Written instruction> Copy nothing but the stretch that opens with the line containing "Convert this table" and closes with the line containing "import React from". Keep pictures out.

Code that builds pages:
######
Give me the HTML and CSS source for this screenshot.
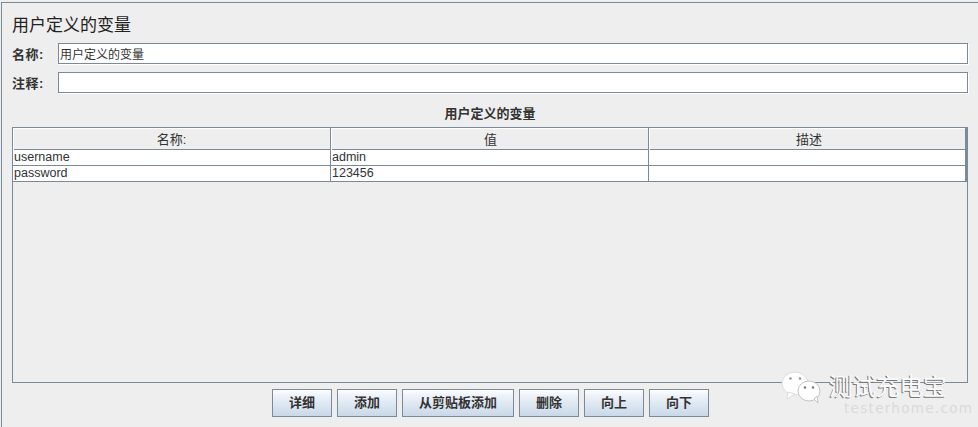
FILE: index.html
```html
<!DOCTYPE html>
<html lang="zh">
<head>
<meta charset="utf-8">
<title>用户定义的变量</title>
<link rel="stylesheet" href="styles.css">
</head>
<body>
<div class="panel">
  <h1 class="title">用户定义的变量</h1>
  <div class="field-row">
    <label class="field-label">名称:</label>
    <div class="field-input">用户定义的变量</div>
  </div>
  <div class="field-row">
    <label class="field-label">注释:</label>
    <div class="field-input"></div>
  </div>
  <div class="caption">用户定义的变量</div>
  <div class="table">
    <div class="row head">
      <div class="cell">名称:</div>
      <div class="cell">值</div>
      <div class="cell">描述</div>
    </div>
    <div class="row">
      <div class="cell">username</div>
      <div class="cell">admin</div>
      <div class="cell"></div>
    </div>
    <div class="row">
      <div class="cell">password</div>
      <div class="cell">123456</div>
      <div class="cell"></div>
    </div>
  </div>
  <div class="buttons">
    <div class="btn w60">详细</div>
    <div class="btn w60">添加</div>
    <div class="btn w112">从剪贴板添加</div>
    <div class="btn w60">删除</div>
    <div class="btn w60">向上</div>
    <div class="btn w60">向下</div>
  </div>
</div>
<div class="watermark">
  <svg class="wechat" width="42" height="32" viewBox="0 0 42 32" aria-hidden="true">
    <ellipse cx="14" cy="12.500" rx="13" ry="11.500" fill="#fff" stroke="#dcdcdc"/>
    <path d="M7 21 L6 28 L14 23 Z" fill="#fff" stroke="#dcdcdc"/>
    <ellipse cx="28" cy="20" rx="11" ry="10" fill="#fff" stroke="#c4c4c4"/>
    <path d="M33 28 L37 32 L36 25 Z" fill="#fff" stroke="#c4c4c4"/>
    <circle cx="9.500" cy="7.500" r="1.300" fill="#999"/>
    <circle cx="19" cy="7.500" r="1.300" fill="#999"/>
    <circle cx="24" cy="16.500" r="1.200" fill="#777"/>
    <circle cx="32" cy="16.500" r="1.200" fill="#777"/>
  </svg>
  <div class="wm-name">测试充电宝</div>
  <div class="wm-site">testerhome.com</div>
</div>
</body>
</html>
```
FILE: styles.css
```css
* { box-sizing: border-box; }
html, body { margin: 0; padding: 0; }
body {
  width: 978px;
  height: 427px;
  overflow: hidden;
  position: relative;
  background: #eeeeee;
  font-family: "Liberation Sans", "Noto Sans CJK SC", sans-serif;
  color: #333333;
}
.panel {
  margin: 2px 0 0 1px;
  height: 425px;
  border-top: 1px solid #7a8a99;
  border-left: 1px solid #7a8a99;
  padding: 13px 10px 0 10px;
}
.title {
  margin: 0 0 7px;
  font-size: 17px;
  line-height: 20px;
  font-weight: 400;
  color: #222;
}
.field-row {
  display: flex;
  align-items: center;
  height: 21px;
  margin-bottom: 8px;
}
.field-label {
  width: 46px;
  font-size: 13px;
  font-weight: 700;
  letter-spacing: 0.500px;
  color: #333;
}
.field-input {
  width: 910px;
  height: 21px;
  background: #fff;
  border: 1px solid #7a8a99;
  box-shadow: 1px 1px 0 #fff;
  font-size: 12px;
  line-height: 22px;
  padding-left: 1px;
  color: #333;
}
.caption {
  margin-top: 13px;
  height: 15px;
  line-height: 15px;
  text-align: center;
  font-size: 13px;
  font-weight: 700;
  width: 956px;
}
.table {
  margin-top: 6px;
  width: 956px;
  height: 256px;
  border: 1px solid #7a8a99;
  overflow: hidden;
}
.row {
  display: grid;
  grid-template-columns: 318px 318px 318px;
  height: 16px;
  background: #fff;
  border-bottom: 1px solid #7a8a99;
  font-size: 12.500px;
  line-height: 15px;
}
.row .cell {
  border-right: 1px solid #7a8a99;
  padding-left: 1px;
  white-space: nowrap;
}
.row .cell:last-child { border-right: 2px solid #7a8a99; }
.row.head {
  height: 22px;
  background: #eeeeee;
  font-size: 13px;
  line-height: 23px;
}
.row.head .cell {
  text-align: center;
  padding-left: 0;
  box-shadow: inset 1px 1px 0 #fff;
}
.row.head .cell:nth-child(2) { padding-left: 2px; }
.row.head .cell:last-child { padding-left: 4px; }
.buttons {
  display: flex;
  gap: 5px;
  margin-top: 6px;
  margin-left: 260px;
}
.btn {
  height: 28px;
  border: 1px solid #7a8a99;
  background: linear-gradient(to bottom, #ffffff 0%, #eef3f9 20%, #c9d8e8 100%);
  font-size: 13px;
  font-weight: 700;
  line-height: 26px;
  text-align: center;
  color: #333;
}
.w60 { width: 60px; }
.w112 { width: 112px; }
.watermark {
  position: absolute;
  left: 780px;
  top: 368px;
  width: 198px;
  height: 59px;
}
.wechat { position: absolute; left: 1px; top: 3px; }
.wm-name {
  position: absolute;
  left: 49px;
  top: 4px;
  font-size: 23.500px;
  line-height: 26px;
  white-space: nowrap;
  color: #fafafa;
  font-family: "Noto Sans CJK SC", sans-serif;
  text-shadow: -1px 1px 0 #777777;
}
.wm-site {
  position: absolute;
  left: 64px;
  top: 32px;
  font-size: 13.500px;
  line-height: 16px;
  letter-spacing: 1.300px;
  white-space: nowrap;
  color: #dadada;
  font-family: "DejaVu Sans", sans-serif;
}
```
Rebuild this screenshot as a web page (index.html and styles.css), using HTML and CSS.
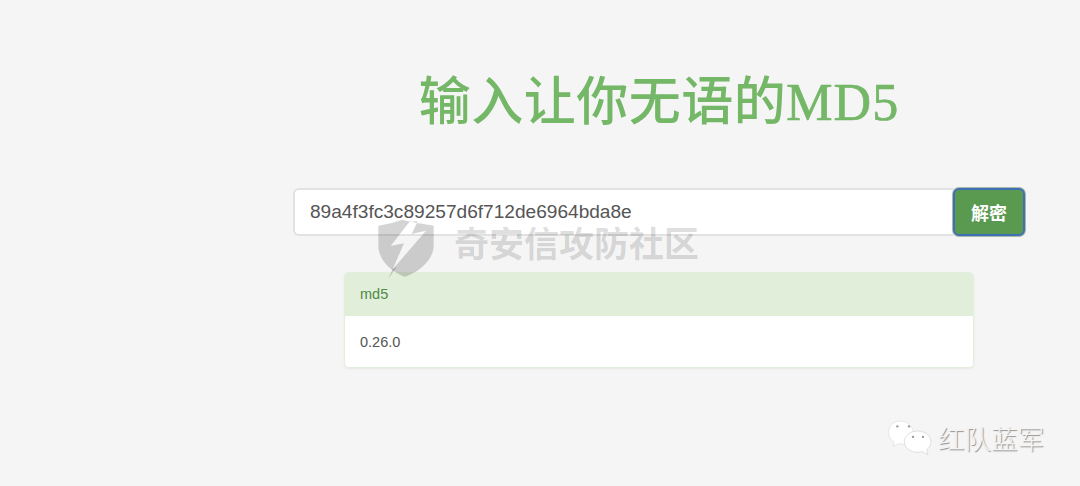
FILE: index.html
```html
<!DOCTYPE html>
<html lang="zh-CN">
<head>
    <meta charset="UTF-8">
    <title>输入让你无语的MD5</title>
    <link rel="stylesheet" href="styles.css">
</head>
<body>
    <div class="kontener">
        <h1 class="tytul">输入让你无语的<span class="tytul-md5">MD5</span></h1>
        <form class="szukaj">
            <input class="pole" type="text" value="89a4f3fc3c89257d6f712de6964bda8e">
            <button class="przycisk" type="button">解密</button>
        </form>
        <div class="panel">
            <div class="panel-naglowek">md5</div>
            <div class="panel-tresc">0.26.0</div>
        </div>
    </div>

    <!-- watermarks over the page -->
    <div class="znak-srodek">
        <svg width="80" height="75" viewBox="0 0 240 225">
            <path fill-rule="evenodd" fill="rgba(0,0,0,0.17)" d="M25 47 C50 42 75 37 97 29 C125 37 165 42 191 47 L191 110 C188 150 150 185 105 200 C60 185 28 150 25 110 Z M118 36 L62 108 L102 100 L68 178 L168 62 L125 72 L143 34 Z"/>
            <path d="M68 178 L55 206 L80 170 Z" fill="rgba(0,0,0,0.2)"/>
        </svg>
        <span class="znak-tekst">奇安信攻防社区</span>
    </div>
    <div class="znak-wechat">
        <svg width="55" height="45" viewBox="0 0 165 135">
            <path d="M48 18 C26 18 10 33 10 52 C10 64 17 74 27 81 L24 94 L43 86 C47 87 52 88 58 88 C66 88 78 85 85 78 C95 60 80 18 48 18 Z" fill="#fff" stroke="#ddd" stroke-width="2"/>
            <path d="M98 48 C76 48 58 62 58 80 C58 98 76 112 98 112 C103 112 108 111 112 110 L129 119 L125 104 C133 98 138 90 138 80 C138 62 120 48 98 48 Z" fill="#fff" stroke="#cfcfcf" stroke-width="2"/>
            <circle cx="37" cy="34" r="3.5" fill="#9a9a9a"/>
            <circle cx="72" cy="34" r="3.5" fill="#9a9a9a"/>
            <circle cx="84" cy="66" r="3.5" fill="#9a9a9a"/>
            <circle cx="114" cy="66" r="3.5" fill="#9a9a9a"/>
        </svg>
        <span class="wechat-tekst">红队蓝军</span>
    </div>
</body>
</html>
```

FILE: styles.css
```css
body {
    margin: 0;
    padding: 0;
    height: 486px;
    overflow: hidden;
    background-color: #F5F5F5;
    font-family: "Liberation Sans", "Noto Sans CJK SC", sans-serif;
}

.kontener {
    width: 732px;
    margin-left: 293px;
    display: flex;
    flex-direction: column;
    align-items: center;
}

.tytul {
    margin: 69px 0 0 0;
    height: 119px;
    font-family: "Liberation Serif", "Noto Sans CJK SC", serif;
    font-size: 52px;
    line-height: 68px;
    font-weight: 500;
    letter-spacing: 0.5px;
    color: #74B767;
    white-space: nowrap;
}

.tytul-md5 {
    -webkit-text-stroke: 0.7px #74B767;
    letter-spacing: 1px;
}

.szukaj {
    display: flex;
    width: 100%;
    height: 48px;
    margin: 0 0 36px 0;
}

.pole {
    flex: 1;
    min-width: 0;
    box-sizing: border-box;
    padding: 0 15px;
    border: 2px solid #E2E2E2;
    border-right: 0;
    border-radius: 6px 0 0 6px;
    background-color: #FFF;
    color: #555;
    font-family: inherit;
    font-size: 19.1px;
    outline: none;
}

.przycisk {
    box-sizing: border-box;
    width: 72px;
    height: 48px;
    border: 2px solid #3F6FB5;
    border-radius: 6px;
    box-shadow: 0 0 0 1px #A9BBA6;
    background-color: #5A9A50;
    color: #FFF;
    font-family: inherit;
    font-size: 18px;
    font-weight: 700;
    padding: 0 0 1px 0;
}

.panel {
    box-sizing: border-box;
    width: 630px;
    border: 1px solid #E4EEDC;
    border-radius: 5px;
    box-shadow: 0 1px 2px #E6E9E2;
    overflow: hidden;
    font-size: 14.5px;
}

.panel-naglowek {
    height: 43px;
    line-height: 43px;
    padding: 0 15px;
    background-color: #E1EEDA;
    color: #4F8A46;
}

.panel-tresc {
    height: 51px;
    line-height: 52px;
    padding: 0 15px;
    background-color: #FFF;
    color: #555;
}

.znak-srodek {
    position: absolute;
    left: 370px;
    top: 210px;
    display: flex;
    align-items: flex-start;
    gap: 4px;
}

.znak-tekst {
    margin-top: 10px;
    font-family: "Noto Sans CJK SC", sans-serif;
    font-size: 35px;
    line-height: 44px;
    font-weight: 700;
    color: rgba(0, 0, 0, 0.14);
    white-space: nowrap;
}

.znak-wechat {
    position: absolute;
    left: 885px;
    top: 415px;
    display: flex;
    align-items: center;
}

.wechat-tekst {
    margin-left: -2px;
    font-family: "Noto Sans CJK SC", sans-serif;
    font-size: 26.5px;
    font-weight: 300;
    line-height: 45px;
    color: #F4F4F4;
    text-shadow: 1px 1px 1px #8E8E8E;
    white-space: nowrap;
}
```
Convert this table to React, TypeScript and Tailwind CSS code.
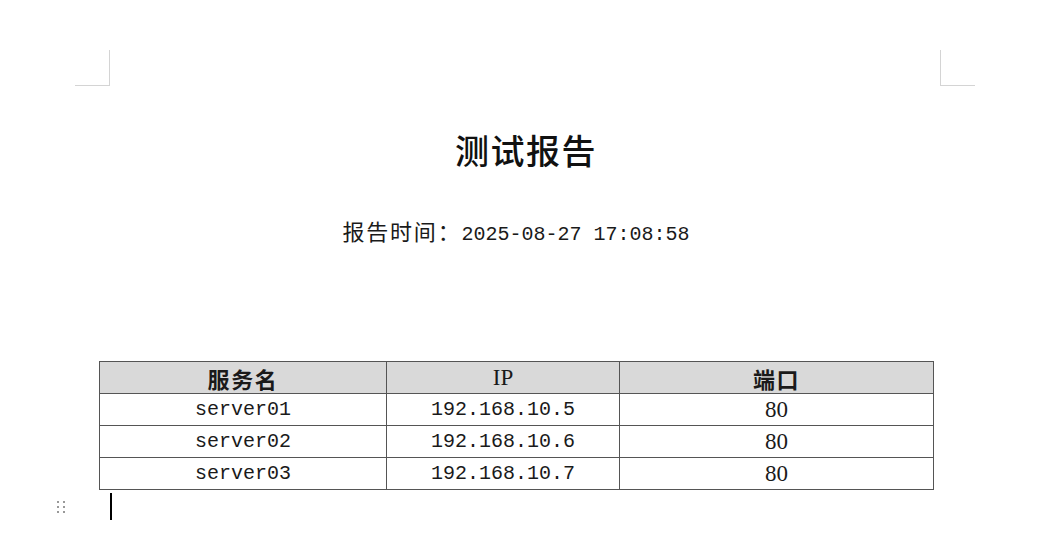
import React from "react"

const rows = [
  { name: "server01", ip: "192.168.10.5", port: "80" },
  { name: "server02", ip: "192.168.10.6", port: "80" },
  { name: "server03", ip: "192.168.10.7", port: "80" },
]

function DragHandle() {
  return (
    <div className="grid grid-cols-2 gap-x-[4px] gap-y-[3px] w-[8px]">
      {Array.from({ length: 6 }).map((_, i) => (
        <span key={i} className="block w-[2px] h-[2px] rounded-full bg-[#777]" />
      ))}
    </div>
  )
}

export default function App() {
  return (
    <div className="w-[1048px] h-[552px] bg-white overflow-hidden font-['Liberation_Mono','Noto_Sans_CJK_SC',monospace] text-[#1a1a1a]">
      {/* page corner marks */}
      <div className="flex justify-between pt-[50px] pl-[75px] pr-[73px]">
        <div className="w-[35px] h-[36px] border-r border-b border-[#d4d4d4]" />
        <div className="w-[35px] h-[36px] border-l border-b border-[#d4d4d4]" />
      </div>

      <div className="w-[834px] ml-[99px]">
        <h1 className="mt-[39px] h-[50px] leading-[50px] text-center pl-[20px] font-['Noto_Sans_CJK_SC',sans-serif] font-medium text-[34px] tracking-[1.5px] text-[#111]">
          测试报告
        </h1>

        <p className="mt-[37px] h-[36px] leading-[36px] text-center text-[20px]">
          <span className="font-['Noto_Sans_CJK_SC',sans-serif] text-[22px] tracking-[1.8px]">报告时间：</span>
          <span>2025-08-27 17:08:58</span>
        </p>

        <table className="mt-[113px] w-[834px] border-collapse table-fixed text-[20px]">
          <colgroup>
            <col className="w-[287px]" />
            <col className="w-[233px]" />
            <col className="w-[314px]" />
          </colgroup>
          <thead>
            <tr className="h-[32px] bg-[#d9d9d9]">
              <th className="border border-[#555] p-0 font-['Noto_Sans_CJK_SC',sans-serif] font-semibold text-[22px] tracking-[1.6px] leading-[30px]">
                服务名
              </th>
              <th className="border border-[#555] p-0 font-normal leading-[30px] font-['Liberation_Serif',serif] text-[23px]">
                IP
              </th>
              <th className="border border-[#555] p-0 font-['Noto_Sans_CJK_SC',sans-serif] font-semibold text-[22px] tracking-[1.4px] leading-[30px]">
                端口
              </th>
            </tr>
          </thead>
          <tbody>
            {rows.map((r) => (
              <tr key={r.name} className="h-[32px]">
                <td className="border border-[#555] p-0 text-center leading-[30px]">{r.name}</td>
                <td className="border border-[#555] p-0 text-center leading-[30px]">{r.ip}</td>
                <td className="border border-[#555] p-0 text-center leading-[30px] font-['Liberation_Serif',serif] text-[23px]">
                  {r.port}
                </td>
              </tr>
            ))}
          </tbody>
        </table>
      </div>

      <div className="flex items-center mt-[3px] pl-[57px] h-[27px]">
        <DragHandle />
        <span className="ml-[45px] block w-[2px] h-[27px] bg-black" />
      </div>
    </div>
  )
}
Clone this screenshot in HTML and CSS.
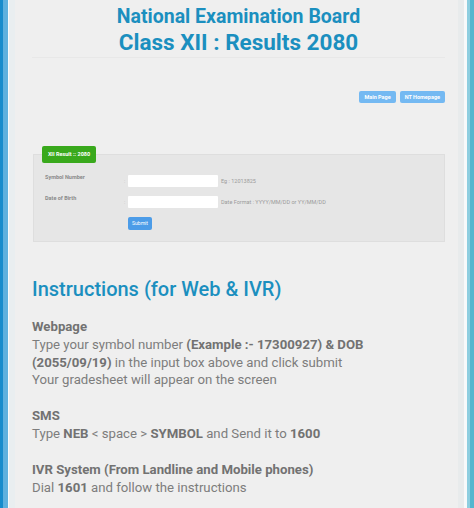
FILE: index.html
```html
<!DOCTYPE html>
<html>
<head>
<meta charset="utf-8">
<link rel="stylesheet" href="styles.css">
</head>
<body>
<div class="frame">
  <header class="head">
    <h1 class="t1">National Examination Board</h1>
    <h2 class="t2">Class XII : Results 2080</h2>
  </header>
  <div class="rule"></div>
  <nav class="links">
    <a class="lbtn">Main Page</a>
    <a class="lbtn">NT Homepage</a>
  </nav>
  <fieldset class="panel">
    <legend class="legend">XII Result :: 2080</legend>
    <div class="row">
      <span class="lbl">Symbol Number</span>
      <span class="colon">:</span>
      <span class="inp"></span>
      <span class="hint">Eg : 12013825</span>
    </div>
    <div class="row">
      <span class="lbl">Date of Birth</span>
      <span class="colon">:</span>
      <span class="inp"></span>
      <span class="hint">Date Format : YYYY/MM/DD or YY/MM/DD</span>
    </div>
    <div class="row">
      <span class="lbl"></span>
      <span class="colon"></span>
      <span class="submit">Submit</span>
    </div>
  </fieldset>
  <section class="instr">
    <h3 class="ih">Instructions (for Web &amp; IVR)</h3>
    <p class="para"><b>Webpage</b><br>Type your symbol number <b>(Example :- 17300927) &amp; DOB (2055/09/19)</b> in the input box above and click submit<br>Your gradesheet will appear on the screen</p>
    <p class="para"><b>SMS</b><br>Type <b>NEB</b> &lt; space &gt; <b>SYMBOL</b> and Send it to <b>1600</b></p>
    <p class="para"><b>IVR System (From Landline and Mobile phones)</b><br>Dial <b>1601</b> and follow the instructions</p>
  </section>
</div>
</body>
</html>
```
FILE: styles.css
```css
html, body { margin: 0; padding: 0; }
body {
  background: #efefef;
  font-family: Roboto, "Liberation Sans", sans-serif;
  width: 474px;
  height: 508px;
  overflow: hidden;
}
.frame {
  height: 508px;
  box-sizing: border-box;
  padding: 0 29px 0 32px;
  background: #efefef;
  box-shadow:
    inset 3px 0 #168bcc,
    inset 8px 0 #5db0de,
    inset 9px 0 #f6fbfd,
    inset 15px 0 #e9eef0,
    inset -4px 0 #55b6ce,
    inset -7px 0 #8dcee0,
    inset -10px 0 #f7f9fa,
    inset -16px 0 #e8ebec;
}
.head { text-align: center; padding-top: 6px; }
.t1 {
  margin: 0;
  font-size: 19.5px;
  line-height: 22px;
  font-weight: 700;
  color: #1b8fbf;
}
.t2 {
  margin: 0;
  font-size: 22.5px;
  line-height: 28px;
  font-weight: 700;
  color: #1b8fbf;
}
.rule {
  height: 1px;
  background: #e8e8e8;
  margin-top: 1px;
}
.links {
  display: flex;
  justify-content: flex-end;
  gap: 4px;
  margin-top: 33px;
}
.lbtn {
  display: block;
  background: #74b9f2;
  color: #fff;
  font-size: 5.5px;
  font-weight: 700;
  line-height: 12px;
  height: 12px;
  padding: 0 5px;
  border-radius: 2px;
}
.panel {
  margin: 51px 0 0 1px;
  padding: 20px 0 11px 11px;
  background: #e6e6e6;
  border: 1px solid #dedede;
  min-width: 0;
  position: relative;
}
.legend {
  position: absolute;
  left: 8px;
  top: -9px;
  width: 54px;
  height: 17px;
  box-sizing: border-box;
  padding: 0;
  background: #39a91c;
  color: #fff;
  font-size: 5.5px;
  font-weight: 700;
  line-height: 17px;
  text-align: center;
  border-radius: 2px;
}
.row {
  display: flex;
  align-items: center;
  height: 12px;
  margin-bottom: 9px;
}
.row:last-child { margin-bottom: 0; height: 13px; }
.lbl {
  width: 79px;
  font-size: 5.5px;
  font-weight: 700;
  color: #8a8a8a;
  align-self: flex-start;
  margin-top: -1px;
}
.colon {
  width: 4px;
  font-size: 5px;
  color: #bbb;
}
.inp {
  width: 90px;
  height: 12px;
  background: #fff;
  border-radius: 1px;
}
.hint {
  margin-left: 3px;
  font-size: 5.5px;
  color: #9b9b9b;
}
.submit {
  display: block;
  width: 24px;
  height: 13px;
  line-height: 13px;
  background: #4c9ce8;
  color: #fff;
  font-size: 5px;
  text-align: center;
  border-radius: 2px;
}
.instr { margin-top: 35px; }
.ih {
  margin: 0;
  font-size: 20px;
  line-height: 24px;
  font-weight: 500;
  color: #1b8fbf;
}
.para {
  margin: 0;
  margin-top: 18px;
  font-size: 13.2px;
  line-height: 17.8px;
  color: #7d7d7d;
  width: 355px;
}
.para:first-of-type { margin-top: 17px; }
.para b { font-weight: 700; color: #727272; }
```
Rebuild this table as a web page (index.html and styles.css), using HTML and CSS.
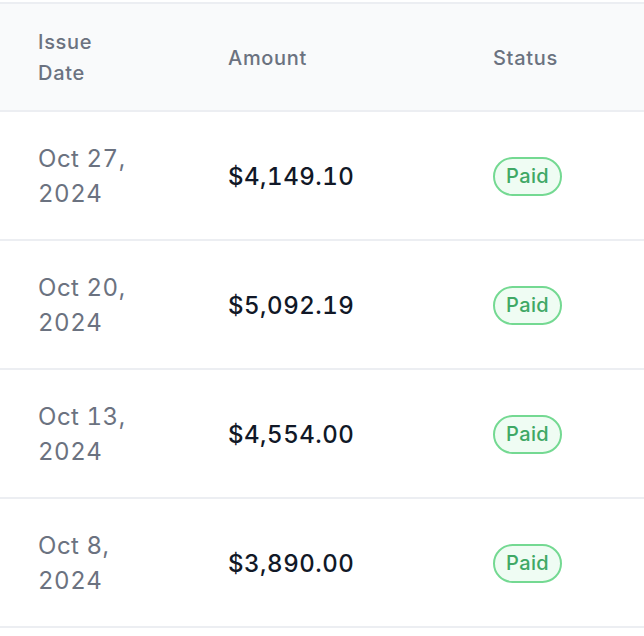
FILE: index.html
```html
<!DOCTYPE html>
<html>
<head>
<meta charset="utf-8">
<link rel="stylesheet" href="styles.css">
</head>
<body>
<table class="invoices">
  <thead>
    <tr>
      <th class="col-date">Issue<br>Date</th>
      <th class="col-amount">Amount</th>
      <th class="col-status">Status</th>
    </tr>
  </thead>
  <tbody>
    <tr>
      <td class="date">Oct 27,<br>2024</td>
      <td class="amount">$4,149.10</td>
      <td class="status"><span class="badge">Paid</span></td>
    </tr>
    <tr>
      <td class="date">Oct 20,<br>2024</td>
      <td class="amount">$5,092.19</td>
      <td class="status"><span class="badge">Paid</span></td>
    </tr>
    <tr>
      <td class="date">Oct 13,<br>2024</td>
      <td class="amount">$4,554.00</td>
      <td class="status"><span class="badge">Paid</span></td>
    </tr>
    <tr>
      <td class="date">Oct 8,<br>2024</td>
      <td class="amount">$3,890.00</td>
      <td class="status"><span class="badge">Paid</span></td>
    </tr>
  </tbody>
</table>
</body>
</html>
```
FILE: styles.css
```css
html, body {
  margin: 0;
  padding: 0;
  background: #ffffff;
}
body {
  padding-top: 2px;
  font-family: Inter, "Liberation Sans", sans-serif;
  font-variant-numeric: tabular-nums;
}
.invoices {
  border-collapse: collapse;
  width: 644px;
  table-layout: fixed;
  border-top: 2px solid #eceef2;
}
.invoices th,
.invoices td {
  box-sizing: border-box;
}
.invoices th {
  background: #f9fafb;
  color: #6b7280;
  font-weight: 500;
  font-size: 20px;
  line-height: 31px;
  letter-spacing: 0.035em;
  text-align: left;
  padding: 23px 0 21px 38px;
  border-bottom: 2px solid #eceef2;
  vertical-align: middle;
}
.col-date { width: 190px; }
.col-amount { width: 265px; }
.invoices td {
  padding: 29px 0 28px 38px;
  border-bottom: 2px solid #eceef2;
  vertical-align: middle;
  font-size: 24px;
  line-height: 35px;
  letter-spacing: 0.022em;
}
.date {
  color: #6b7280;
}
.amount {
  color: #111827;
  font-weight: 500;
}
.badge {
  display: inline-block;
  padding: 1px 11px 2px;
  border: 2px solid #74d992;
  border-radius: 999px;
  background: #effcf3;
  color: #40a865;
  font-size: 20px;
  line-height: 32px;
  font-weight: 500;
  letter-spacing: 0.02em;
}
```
######
Problem solution>
Convert this table to React, TypeScript and Tailwind CSS code.
import React from "react"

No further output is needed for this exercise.